Prompt
State how many lines in the entries below contain "this". Write nothing but the number.

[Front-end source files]
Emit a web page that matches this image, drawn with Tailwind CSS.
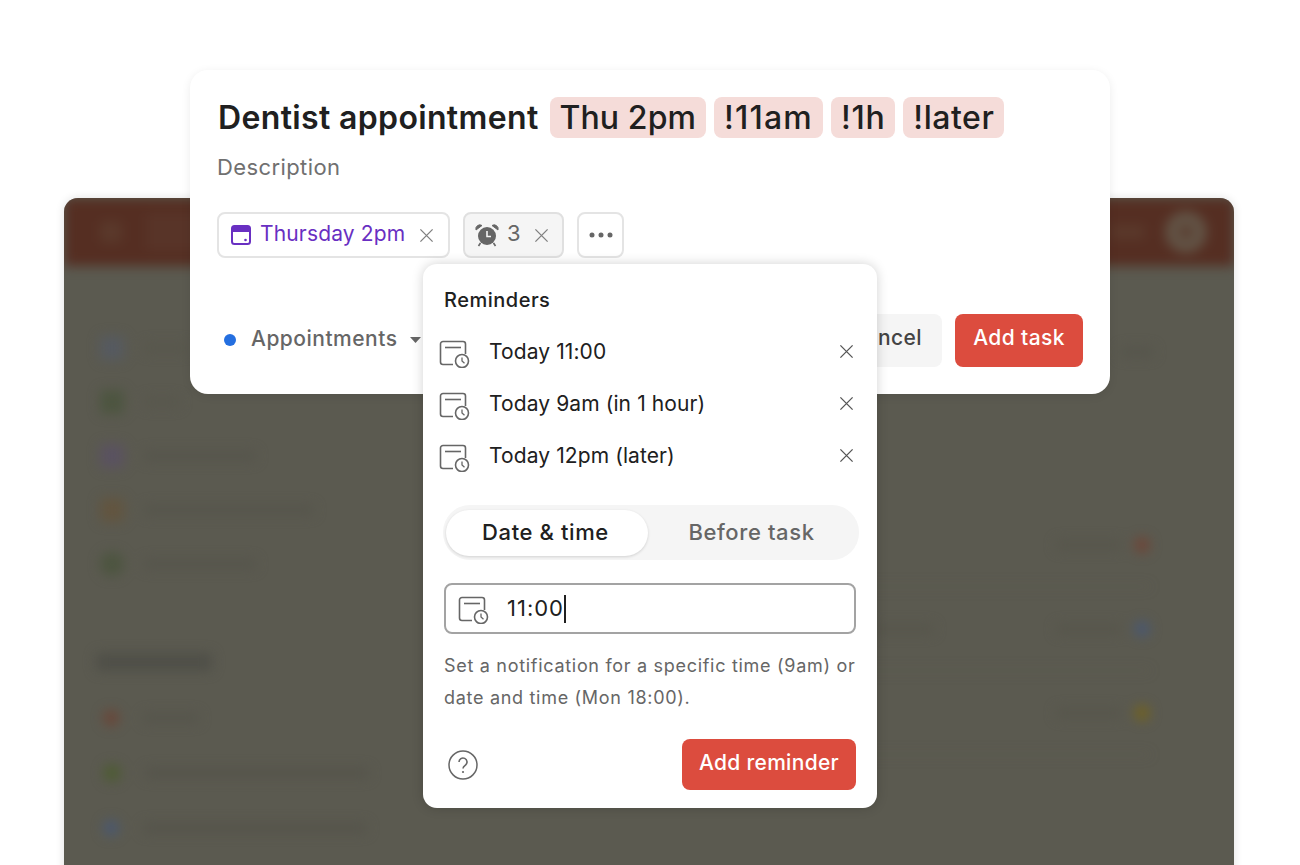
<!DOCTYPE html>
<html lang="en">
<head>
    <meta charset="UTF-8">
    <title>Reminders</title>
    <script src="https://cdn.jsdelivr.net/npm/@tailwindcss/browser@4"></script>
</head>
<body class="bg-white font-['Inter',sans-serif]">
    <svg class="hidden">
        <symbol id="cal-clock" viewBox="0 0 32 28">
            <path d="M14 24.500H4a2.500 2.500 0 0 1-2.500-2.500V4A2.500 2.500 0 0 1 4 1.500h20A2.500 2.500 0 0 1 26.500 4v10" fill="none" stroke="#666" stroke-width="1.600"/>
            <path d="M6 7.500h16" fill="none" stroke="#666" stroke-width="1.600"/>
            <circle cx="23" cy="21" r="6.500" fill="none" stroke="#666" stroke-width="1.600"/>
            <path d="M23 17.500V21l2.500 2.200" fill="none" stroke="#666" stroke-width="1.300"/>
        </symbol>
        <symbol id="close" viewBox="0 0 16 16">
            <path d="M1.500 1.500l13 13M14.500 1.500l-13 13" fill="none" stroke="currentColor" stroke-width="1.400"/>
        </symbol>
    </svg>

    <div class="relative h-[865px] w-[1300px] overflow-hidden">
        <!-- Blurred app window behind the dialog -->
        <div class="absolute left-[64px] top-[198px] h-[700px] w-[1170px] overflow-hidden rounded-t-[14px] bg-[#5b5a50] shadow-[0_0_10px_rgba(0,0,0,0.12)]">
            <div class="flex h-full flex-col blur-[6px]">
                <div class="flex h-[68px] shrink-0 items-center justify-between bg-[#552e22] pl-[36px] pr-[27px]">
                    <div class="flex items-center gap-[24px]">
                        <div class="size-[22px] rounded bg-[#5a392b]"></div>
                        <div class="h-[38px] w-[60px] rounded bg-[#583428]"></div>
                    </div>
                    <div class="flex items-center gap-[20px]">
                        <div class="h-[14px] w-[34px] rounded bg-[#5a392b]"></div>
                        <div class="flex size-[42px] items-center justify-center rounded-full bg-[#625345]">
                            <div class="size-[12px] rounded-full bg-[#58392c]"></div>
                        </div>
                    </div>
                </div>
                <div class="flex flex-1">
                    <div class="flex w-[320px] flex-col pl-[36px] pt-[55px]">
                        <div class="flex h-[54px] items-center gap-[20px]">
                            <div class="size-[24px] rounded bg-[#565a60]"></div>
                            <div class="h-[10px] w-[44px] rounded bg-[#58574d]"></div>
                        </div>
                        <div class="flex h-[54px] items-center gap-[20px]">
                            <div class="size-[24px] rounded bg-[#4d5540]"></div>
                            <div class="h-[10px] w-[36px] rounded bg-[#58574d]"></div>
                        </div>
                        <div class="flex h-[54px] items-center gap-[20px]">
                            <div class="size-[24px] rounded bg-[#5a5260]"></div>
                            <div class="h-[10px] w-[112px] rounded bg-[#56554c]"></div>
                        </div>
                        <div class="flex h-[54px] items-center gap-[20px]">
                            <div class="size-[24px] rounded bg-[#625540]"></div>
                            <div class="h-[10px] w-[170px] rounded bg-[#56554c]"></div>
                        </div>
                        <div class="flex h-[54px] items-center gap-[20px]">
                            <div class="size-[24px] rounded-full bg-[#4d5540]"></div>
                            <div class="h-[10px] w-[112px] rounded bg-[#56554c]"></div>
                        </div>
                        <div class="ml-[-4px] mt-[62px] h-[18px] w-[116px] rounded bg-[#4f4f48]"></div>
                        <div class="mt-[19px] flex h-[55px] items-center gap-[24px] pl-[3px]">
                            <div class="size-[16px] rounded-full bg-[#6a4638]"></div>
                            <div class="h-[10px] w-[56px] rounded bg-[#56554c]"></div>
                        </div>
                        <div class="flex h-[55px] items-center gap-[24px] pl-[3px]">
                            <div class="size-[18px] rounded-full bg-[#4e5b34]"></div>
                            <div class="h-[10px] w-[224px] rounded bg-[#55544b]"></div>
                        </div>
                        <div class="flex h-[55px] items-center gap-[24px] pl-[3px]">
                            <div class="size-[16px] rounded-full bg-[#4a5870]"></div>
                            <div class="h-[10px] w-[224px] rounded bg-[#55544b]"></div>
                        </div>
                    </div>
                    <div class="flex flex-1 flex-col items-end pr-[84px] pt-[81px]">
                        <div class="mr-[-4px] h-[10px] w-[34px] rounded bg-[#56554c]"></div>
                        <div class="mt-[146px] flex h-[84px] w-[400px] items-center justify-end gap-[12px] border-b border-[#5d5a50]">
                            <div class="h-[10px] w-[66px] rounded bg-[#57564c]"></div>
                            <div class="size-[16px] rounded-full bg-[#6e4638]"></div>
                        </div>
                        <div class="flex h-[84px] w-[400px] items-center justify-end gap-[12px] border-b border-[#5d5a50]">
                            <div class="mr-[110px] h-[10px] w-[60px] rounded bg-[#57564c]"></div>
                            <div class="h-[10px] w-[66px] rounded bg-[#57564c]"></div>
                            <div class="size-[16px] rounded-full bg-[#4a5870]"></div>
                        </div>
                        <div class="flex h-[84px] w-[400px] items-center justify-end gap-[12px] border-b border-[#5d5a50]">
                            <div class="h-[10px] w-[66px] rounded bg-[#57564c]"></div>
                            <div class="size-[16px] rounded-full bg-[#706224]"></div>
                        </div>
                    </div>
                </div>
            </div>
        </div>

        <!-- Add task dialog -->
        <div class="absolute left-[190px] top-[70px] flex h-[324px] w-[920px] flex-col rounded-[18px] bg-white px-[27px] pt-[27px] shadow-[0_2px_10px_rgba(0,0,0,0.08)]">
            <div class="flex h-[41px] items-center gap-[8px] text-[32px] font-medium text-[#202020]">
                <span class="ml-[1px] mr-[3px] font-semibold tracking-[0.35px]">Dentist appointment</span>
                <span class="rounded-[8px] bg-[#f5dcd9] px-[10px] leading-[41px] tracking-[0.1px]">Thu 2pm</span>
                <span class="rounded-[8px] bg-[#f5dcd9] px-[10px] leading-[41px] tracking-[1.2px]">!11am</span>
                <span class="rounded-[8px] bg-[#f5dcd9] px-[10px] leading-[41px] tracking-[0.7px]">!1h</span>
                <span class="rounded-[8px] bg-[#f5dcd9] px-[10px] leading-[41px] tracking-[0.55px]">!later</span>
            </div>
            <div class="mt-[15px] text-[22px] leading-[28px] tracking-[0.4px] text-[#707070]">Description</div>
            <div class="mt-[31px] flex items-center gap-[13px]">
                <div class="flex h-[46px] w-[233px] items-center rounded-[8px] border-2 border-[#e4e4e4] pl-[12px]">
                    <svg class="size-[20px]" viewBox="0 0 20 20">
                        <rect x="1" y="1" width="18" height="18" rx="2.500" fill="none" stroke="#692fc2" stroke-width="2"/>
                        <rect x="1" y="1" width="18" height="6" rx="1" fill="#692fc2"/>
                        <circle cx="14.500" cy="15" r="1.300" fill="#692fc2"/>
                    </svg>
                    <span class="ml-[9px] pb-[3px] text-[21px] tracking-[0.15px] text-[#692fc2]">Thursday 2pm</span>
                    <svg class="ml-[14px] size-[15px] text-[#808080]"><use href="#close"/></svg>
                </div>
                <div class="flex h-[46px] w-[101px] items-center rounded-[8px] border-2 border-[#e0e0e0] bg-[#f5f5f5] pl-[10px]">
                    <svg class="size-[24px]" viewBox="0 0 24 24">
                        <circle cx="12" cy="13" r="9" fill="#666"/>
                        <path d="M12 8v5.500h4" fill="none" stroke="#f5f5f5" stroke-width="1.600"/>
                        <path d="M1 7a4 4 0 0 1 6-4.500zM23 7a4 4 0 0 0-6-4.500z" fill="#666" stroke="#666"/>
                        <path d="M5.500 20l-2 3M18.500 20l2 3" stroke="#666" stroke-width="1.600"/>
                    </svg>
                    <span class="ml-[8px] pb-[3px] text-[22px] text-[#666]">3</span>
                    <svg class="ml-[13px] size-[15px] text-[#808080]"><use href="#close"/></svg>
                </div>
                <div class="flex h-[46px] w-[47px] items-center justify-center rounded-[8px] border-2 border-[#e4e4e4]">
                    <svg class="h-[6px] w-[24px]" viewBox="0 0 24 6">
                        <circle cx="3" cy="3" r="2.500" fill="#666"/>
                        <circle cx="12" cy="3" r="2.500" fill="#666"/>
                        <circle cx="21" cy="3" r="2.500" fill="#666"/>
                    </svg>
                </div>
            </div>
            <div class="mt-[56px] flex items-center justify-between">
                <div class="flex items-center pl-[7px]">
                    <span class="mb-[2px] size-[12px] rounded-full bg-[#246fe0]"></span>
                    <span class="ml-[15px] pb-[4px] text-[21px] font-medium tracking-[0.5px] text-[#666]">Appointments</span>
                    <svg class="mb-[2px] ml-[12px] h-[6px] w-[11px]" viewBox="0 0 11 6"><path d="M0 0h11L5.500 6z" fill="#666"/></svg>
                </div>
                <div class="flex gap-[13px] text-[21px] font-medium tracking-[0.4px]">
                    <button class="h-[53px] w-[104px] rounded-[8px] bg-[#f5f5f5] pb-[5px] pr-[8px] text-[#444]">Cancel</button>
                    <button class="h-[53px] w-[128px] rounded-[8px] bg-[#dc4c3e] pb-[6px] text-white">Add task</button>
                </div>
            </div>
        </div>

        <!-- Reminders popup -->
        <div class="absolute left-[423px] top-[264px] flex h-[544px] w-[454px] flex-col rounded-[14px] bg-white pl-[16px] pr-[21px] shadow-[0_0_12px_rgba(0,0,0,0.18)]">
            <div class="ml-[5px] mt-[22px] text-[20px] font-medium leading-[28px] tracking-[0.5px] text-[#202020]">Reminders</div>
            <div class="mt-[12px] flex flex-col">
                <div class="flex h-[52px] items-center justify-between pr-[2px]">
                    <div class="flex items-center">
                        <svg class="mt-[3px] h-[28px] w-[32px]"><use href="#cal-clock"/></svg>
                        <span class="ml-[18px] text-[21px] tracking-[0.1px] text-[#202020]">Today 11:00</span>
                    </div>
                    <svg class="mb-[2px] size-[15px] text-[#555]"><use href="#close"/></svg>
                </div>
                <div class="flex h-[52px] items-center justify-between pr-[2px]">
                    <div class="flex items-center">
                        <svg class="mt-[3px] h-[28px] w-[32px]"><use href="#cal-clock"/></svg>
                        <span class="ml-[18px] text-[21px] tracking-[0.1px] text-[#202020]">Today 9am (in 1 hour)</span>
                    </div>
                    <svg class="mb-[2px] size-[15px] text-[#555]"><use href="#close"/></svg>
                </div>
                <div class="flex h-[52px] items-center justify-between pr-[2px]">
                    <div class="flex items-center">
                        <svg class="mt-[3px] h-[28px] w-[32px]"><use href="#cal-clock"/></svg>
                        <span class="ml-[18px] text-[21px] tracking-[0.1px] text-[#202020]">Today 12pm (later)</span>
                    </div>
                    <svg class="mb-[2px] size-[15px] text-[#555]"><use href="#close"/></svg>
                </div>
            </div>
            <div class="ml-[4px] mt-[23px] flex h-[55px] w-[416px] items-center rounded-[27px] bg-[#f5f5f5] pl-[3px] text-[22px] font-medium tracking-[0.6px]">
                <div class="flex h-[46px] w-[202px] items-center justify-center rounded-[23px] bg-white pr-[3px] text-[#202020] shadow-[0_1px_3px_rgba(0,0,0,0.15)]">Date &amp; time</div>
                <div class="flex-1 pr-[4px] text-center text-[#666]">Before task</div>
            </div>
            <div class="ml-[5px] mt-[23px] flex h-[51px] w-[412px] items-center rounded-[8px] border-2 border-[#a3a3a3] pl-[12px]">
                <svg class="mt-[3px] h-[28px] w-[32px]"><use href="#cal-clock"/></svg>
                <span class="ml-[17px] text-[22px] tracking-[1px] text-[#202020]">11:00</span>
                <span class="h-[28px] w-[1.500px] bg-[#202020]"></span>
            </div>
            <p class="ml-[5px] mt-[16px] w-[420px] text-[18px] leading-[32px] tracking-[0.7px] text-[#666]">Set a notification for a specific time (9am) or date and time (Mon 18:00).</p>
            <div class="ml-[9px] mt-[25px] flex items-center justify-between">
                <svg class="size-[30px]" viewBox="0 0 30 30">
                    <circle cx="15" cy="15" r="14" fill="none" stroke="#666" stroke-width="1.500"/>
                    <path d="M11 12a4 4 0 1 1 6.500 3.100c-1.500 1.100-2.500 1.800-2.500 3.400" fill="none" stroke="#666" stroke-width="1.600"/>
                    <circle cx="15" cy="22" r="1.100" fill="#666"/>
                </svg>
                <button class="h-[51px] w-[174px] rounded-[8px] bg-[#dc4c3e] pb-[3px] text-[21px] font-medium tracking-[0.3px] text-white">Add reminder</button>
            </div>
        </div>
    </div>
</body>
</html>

* * *

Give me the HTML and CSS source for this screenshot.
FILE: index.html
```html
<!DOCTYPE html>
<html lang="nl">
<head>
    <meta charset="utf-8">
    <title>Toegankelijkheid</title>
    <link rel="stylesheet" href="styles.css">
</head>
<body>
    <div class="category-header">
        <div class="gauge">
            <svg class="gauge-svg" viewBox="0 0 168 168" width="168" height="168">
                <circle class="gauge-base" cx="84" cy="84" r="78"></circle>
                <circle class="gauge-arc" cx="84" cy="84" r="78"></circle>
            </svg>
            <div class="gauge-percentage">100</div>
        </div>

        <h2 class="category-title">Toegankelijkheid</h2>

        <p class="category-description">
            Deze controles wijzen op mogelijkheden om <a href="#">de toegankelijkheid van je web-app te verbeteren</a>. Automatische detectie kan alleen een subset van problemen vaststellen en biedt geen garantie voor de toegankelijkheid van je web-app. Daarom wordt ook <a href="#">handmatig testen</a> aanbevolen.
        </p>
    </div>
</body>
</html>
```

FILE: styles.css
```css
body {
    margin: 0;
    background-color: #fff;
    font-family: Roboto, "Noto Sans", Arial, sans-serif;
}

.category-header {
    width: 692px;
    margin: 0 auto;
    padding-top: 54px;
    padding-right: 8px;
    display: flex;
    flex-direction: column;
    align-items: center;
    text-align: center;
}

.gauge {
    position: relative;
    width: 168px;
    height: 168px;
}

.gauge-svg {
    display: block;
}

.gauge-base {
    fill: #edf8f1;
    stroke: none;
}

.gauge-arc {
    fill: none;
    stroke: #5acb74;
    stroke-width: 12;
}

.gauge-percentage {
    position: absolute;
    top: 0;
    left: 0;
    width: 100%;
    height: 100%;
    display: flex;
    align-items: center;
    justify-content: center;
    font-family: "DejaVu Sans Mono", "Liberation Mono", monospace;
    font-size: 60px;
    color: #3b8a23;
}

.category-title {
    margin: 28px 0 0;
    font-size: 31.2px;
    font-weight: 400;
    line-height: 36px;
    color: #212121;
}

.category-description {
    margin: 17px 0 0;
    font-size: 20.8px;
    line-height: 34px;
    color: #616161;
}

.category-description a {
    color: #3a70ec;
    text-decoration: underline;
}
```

Written solution
2